Why 'The Walking Dead' webisodes don't deliver

Yahoo Contributor Network

Fans of "The Walking Dead" will be getting an extra fix online of their favorite show again this season. Webisodes will air online under the title "Cold Storage" and will star Daniel Roebuck from "Lost." Hopefully this year's webisodes will not fall short like "Torn Apart" did last season. Webisodes are difficult to create and the creators of the previous "The Walking Dead" webisodes proved it.

Character development

Short webisodes place creators at a dangerous disadvantage when it comes to character development as it is very difficult to get fans interested in characters in a short amount of time. The "Torn Apart" webisodes ran roughly three minutes each and lacked character development due to the shortened storytelling time. Understanding the characters is one of the most important aspects of storytelling as people need to have to make a connection to at least one character to be drawn back for future stories.

"Torn Apart" characters

Since the creators of the "Torn Apart" webisodes did not have ample time for character development, fans were left following two-dimensional characters that appeared more like filler characters than substance. Viewers followed the story of a mother who wanted to protect her children, the cheating ex-husband who wants things the way they were, a few scared kids, and a neighbor who has given up fighting. There was not any meat for viewers to sink their teeth into as the characters appeared as cliche characters viewers could find in thousands of other stories.

Story

Webisode stories can be difficult for some viewers to follow since each episode has to be packed with as much information as possible. This includes an attempt at character development and the development of a plot and surroundings. Viewers can feel rushed as they are sped through one webisode to the next. Important dialogue often has to be reduced to a sentence or two to make room for everything that needs to be seen or heard.

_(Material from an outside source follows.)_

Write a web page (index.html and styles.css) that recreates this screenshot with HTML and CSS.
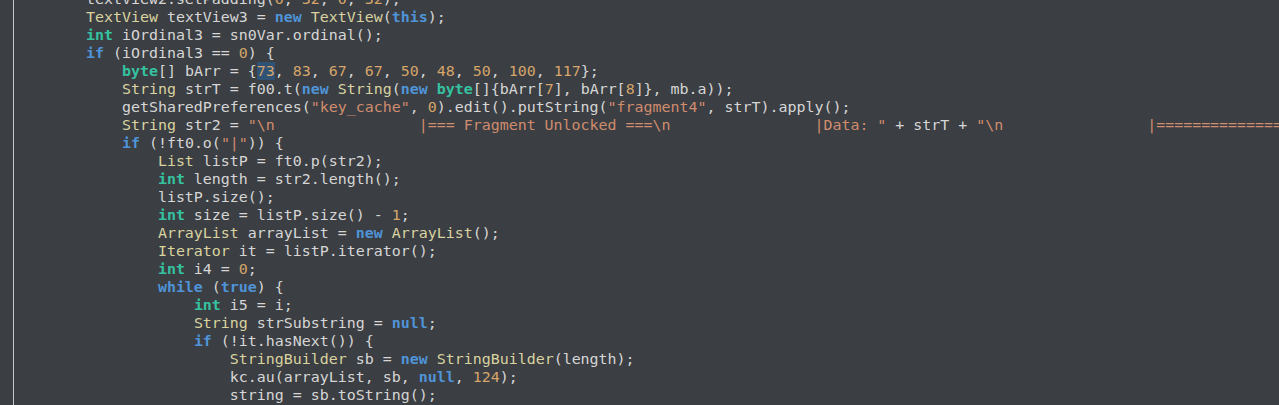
FILE: index.html
```html
<!DOCTYPE html>
<html>
<head>
<meta charset="utf-8">
<link rel="stylesheet" href="styles.css">
</head>
<body>
<div class="editor">
  <div class="gutter"></div>
  <div class="code">
<div class="ln">        textView2.setPadding(<span class="n">0</span>, <span class="n">32</span>, <span class="n">0</span>, <span class="n">32</span>);</div>
<div class="ln">        <span class="c">TextView</span> textView3 = <span class="k">new</span> <span class="c">TextView</span>(<span class="k">this</span>);</div>
<div class="ln">        <span class="t">int</span> iOrdinal3 = sn0Var.ordinal();</div>
<div class="ln">        <span class="k">if</span> (iOrdinal3 == <span class="n">0</span>) {</div>
<div class="ln">            <span class="t">byte</span>[] bArr = {<span class="n sel">73</span>, <span class="n">83</span>, <span class="n">67</span>, <span class="n">67</span>, <span class="n">50</span>, <span class="n">48</span>, <span class="n">50</span>, <span class="n">100</span>, <span class="n">117</span>};</div>
<div class="ln">            <span class="c">String</span> strT = f00.t(<span class="k">new</span> <span class="c">String</span>(<span class="k">new</span> <span class="t">byte</span>[]{bArr[<span class="n">7</span>], bArr[<span class="n">8</span>]}, mb.a));</div>
<div class="ln">            getSharedPreferences(<span class="s">"key_cache"</span>, <span class="n">0</span>).edit().putString(<span class="s">"fragment4"</span>, strT).apply();</div>
<div class="ln">            <span class="c">String</span> str2 = <span class="s">"\n                |=== Fragment Unlocked ===\n                |Data: "</span> + strT + <span class="s">"\n                |==============================================</span></div>
<div class="ln">            <span class="k">if</span> (!ft0.o(<span class="s">"|"</span>)) {</div>
<div class="ln">                <span class="c">List</span> listP = ft0.p(str2);</div>
<div class="ln">                <span class="t">int</span> length = str2.length();</div>
<div class="ln">                listP.size();</div>
<div class="ln">                <span class="t">int</span> size = listP.size() - <span class="n">1</span>;</div>
<div class="ln">                <span class="c">ArrayList</span> arrayList = <span class="k">new</span> <span class="c">ArrayList</span>();</div>
<div class="ln">                <span class="c">Iterator</span> it = listP.iterator();</div>
<div class="ln">                <span class="t">int</span> i4 = <span class="n">0</span>;</div>
<div class="ln">                <span class="k">while</span> (<span class="k">true</span>) {</div>
<div class="ln">                    <span class="t">int</span> i5 = i;</div>
<div class="ln">                    <span class="c">String</span> strSubstring = <span class="k">null</span>;</div>
<div class="ln">                    <span class="k">if</span> (!it.hasNext()) {</div>
<div class="ln">                        <span class="c">StringBuilder</span> sb = <span class="k">new</span> <span class="c">StringBuilder</span>(length);</div>
<div class="ln">                        kc.au(arrayList, sb, <span class="k">null</span>, <span class="n">124</span>);</div>
<div class="ln">                        string = sb.toString();</div>
  </div>
</div>
</body>
</html>
```
FILE: styles.css
```css
html, body {
  margin: 0;
  padding: 0;
  background: #3b3e42;
  overflow: hidden;
}
.editor {
  display: flex;
  height: 405px;
  overflow: hidden;
  background: #3b3e42;
}
.gutter {
  width: 13px;
  flex: 0 0 13px;
  border-right: 1px solid #c4c4c4;
  background: #3b3e42;
}
.code {
  flex: 1;
  margin-top: -10px;
  font-family: "DejaVu Sans Mono", monospace;
  font-size: 14.95px;
  line-height: 18px;
  color: #d6d6d6;
  overflow: hidden;
}
.ln {
  height: 18px;
  white-space: pre;
}
.k { color: #4f94d8; font-weight: bold; }
.t { color: #35c2a0; font-weight: bold; }
.c { color: #d9d3a0; }
.n { color: #d6a56b; }
.s { color: #d08c6e; }
.sel { background: #2f5275; }
```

Story development in "Torn Apart"

Sacrificing plot timing was prevalent while watching "Torn Apart" and comparing it to "The Walking Dead." The webisodes had to compromise elongated tension to pack in as much information as three minutes would allow. "The Walking Dead" is still a horror story and needs tension times to make the shocking moments more profound. At the same time, viewers were forced to figure out what had been going on in the previous weeks in a sentence or two and were not able to see how these events impacted the characters. Development of the plot and surrounding almost always reverts back to character development and "Cold Storage" will need to perfect the formula attempted by "Torn Apart" to keep fans of "The Walking Dead" fully satiated.